What do I do About the Adult Child Living In My Home?
A reader recently wrote asking:
What should you do when you have a 20 something person laying on your couch all day long, eating your food and not lifting a finger to do anything. The person is not working or looking for a job. (In this case, it was the daughter of a friend.)
It is very hard to answer a question like this because I don’t know all the details of the situation. Here’s what I would say based on the information I have. Maybe if it doesn’t work for you, it will help another reader.
When we are in a situation like this, many of us try to find solutions that will make everyone comfortable and happy. Most of the time, though, this isn’t possible, especially if one or more of the persons involved is not lifting a finger to try to help find a solution or make the situation better.
I don’t know why we think we need to make people like this happy and comfortable or find a solution that makes them happy. We all tend to fall into this trap at some time with someone in our lives.
In some situations, you only have two choices.
- You can either accept the situation as it stands, which means letting the person keep doing what they are doing and not allowing yourself to have even the least bit of resentment, anger or bitterness towards that person.
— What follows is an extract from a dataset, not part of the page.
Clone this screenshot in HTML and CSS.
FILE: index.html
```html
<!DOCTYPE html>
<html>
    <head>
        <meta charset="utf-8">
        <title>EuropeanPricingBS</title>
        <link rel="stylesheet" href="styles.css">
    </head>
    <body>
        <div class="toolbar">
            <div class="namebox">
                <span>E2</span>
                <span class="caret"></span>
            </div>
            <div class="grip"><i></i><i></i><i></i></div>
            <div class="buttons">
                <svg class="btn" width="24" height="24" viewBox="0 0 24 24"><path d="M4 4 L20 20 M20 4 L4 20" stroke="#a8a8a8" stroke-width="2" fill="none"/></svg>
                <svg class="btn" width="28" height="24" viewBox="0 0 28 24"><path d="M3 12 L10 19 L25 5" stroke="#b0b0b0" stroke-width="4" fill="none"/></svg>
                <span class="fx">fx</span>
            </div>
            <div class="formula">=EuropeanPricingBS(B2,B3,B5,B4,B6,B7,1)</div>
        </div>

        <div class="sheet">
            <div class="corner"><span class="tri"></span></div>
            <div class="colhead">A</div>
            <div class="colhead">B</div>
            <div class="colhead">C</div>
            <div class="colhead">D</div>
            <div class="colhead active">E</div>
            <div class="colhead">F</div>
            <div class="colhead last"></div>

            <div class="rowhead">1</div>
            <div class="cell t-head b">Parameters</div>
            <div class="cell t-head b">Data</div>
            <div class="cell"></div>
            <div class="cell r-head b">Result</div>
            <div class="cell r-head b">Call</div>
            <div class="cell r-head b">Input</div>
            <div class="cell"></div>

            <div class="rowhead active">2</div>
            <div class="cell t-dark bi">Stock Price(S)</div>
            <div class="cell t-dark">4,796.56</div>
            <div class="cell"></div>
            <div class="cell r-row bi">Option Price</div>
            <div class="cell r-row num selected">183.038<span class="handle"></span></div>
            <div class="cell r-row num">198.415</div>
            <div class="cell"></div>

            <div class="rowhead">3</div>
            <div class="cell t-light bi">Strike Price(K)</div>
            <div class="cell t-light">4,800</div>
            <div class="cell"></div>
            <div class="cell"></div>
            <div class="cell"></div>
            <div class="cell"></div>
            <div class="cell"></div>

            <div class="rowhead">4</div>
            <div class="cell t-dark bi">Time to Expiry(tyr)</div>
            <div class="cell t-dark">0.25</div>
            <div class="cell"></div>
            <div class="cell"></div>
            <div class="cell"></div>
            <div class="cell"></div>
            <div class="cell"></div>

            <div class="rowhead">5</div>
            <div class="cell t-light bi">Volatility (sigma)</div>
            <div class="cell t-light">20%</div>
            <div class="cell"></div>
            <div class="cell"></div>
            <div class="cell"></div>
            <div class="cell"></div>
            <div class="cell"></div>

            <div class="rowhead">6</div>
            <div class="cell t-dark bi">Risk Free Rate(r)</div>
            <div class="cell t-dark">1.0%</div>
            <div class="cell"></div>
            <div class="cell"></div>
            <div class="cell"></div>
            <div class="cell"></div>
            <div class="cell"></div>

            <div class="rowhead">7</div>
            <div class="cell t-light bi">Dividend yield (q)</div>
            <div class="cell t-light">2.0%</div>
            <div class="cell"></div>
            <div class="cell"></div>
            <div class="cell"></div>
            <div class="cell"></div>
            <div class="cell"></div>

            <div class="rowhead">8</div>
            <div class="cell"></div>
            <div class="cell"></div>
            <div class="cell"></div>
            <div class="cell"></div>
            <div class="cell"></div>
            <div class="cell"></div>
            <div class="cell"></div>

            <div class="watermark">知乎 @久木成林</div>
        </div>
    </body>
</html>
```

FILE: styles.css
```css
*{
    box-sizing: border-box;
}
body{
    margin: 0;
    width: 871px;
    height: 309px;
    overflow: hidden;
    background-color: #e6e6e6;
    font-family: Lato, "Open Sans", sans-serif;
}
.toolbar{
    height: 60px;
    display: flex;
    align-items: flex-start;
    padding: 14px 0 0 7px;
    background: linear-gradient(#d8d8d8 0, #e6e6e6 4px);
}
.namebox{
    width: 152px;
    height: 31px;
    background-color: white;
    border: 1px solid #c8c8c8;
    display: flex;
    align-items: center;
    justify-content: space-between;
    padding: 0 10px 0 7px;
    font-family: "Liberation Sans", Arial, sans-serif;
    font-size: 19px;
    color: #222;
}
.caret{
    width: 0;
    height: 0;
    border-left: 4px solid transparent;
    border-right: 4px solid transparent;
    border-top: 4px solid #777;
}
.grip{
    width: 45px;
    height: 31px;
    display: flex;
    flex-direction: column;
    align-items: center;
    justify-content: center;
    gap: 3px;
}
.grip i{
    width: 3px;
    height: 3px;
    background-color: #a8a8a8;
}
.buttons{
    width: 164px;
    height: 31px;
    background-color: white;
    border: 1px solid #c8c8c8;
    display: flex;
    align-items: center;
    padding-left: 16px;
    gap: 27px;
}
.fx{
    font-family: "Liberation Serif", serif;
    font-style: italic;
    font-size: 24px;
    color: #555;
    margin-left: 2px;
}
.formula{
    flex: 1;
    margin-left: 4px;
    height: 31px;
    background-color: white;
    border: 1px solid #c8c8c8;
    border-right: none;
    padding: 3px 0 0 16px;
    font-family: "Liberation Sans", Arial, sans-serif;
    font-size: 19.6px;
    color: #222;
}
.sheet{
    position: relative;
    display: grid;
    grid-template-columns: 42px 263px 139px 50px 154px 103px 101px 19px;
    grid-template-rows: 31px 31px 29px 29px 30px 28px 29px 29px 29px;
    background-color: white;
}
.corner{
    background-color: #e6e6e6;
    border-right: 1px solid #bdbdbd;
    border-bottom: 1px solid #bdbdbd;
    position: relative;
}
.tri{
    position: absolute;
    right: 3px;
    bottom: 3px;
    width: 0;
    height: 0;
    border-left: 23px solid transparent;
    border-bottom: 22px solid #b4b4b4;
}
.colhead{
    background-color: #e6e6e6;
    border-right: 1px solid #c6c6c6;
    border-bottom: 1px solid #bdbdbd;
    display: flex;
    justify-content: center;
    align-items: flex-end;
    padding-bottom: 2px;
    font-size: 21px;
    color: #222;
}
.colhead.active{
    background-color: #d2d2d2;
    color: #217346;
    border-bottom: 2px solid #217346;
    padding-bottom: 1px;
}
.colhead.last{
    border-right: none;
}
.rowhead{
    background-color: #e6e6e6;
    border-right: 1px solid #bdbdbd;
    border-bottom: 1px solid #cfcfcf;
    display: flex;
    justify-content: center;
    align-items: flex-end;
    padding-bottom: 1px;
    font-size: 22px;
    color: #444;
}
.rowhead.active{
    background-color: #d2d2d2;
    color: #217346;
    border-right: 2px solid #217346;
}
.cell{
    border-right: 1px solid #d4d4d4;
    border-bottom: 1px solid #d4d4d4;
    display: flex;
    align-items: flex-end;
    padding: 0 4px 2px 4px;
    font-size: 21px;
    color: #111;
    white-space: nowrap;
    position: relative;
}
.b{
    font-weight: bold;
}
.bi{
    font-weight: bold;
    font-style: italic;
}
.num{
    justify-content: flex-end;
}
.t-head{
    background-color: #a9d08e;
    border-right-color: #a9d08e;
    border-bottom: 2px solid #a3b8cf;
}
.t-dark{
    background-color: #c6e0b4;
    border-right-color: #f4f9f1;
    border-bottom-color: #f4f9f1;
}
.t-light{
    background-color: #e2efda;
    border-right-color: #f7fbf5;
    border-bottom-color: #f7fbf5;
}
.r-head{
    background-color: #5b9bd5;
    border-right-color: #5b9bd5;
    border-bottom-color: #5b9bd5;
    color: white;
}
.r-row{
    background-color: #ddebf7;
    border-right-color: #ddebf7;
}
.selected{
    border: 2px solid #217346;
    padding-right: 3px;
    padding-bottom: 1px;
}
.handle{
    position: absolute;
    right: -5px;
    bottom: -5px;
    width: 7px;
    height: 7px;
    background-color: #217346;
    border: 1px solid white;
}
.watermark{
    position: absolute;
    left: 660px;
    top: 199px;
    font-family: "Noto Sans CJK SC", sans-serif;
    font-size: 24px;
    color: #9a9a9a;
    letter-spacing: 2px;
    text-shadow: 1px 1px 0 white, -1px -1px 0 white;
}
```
- You can break it off with the person and not have anything to do with them.
In your case, you can either keep allowing her to do what she is doing and not resent it or tell her, "You have two weeks (or some other reasonable amount of time to you) to find work, and this amount of time to find a place to live or pay me so much for room and board. If you don’t – by this date – your bags will be packed and sitting on the porch."
I know this sounds so awful to do but would doing this make you any more miserable than you are now? At least this way you would eventually have your home back and be out of your misery. As it stands now, you are stuck in the situation and the 28 year old is feeding on your food and on you emotionally.
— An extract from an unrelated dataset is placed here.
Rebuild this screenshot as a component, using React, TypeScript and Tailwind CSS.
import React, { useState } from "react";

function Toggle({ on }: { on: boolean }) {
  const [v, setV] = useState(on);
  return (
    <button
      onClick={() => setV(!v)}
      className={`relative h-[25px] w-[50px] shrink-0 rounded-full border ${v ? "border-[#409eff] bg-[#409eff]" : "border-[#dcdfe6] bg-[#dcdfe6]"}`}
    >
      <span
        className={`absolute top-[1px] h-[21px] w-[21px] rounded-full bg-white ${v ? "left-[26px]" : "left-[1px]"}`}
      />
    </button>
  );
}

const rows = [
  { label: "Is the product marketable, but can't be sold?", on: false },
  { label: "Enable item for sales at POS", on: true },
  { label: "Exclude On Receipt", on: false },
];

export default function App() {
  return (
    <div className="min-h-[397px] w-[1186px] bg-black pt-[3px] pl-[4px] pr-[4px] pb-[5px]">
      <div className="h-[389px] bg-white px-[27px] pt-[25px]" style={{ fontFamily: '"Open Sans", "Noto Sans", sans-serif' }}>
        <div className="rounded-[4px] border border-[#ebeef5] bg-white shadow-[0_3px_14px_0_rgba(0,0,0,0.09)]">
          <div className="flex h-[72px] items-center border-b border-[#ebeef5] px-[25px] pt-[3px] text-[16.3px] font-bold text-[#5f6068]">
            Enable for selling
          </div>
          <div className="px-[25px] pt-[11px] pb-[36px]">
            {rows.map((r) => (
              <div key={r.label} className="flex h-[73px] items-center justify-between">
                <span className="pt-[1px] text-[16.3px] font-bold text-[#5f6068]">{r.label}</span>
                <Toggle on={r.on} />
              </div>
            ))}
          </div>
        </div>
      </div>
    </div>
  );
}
This is plain and simple manipulation. Our kids do it, spouses do it, friends do it and it isn’t good for us or for them. Ignoring it or letting it continue is like giving a drug addict his daily supply of drugs. None of us would dream of doing something like that but we do it all the time in other ways.
As long as you let it continue, you are enabling the person to keep living the same way. Without realizing it, you are helping that person do the very thing that is hurting her, even when you think you’re helping. It is difficult and painful to stand up to someone who is manipulating you, but taking the easy way out and failing to stop it creates misery for you (and the other person, too) for the long term.
The choice is yours. You either choose to willingly live with the person as-is or ask her to leave.
Here are some signs that reveal if you are being manipulated or if the person truly needs help:
- If the need is legitimate, you shouldn’t feel the resentment of being "put upon".
- The person is usually trying her best to find work. If she is sincere, she will be off the couch looking for work.
- She will bend over backwards to help around your home – cleaning, cooking, doing yard work or helping with the younger children without being asked. They offer.
- She will make a great sacrifice on her part to help you. For example, she isn’t going out spending even a couple of dollars on things like a large drink, going to the movies or hanging out with friends. She should be using any extra money she gets to pay you to help with expenses like the cost of her food, even if she is trying save for something like rent. She can at least give a small token amount to you to show that she’s making some kind of effort.
- She will be ever so grateful and won’t be able to say enough or do enough to show you how grateful she is.
We should always have empathy for people but be careful with sympathy. It’s okay but there is a point when it can do more harm than good.